> Exercise objective:
For the copy, please give all of the data again exactly and leave the pictures out.

> Provided material:
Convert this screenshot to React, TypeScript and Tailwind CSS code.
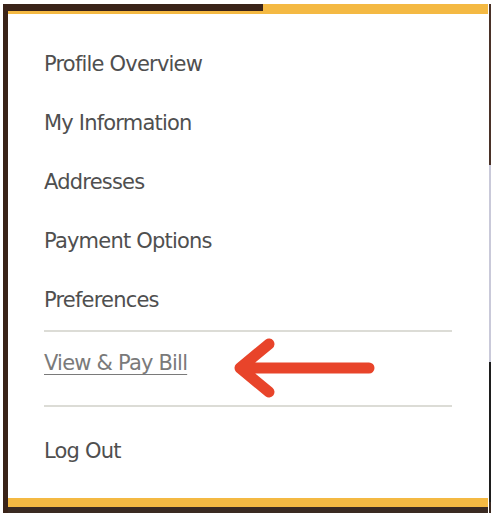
export default function App() {
  const items = ['Profile Overview', 'My Information', 'Addresses', 'Payment Options', 'Preferences'];

  const itemClass =
    "h-[59px] leading-[59px] text-[21px] tracking-[-0.8px] text-[#4f4f4f] font-['DejaVu_Sans',Verdana,sans-serif] whitespace-nowrap";

  return (
    <div className="w-[494px] h-[513px] bg-white overflow-hidden">
      <div className="flex h-[513px] pt-[4px] pl-[3px]">
        {/* left frame edge */}
        <div className="w-[5px] bg-[#3a2318]" />

        <div className="flex flex-col w-[480px]">
          {/* top progress bar */}
          <div className="relative h-[10px] bg-[#f4b943]">
            <div className="absolute left-[-5px] top-0 h-[7px] w-[260px] bg-[#3a2318]" />
          </div>

          <div className="h-[484px] bg-white px-[36px] pt-[21px]">
            {items.map((item) => (
              <div key={item} className={itemClass}>
                {item}
              </div>
            ))}
            <div className="h-[2px] bg-[#dcdcd6]" />
            <div className="relative h-[73px] pt-[2px]">
              <div className={itemClass}>
                <span className="text-[#7a7a7a] underline underline-offset-[4px] decoration-[1px]">
                  View &amp; Pay Bill
                </span>
              </div>
              <svg
                className="absolute left-[145px] top-[0px]"
                width="200"
                height="73"
                viewBox="189 332 200 73"
              >
                <path
                  d="M 269 344 L 240 368 L 269 392 M 240 368 L 369 368"
                  fill="none"
                  stroke="#e8442a"
                  strokeWidth="11"
                  strokeLinecap="round"
                  strokeLinejoin="round"
                />
              </svg>
            </div>
            <div className="h-[2px] bg-[#dcdcd6]" />
            <div className="pt-[15px]">
              <div className={itemClass}>Log Out</div>
            </div>
          </div>

          {/* bottom bar */}
          <div className="h-[9px] bg-[#f4b943]" />
          <div className="flex-1 bg-[#3a2a22]" />
        </div>

        <div className="w-[1px] bg-white" />
        {/* right edge / scrollbar */}
        <div className="flex flex-col w-[2px]">
          <div className="h-[161px] bg-[#4a3228]" />
          <div className="h-[197px] bg-[#c9c9d9]" />
          <div className="h-[140px] bg-[#1e1e1e]" />
          <div className="flex-1 bg-[#3a2a22]" />
        </div>
        <div className="flex-1 bg-white" />
      </div>
    </div>
  );
}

> Written solution:
Convert this screenshot to React, TypeScript and Tailwind CSS code.
export default function App() {
  const items = ['Profile Overview', 'My Information', 'Addresses', 'Payment Options', 'Preferences'];

  const itemClass =
    "h-[59px] leading-[59px] text-[21px] tracking-[-0.8px] text-[#4f4f4f] font-['DejaVu_Sans',Verdana,sans-serif] whitespace-nowrap";

  return (
    <div className="w-[494px] h-[513px] bg-white overflow-hidden">
      <div className="flex h-[513px] pt-[4px] pl-[3px]">
        {/* left frame edge */}
        <div className="w-[5px] bg-[#3a2318]" />

        <div className="flex flex-col w-[480px]">
          {/* top progress bar */}
          <div className="relative h-[10px] bg-[#f4b943]">
            <div className="absolute left-[-5px] top-0 h-[7px] w-[260px] bg-[#3a2318]" />
          </div>

          <div className="h-[484px] bg-white px-[36px] pt-[21px]">
            {items.map((item) => (
              <div key={item} className={itemClass}>
                {item}
              </div>
            ))}
            <div className="h-[2px] bg-[#dcdcd6]" />
            <div className="relative h-[73px] pt-[2px]">
              <div className={itemClass}>
                <span className="text-[#7a7a7a] underline underline-offset-[4px] decoration-[1px]">
                  View &amp; Pay Bill
                </span>
              </div>
              <svg
                className="absolute left-[145px] top-[0px]"
                width="200"
                height="73"
                viewBox="189 332 200 73"
              >
                <path
                  d="M 269 344 L 240 368 L 269 392 M 240 368 L 369 368"
                  fill="none"
                  stroke="#e8442a"
                  strokeWidth="11"
                  strokeLinecap="round"
                  strokeLinejoin="round"
                />
              </svg>
            </div>
            <div className="h-[2px] bg-[#dcdcd6]" />
            <div className="pt-[15px]">
              <div className={itemClass}>Log Out</div>
            </div>
          </div>

          {/* bottom bar */}
          <div className="h-[9px] bg-[#f4b943]" />
          <div className="flex-1 bg-[#3a2a22]" />
        </div>

        <div className="w-[1px] bg-white" />
        {/* right edge / scrollbar */}
        <div className="flex flex-col w-[2px]">
          <div className="h-[161px] bg-[#4a3228]" />
          <div className="h-[197px] bg-[#c9c9d9]" />
          <div className="h-[140px] bg-[#1e1e1e]" />
          <div className="flex-1 bg-[#3a2a22]" />
        </div>
        <div className="flex-1 bg-white" />
      </div>
    </div>
  );
}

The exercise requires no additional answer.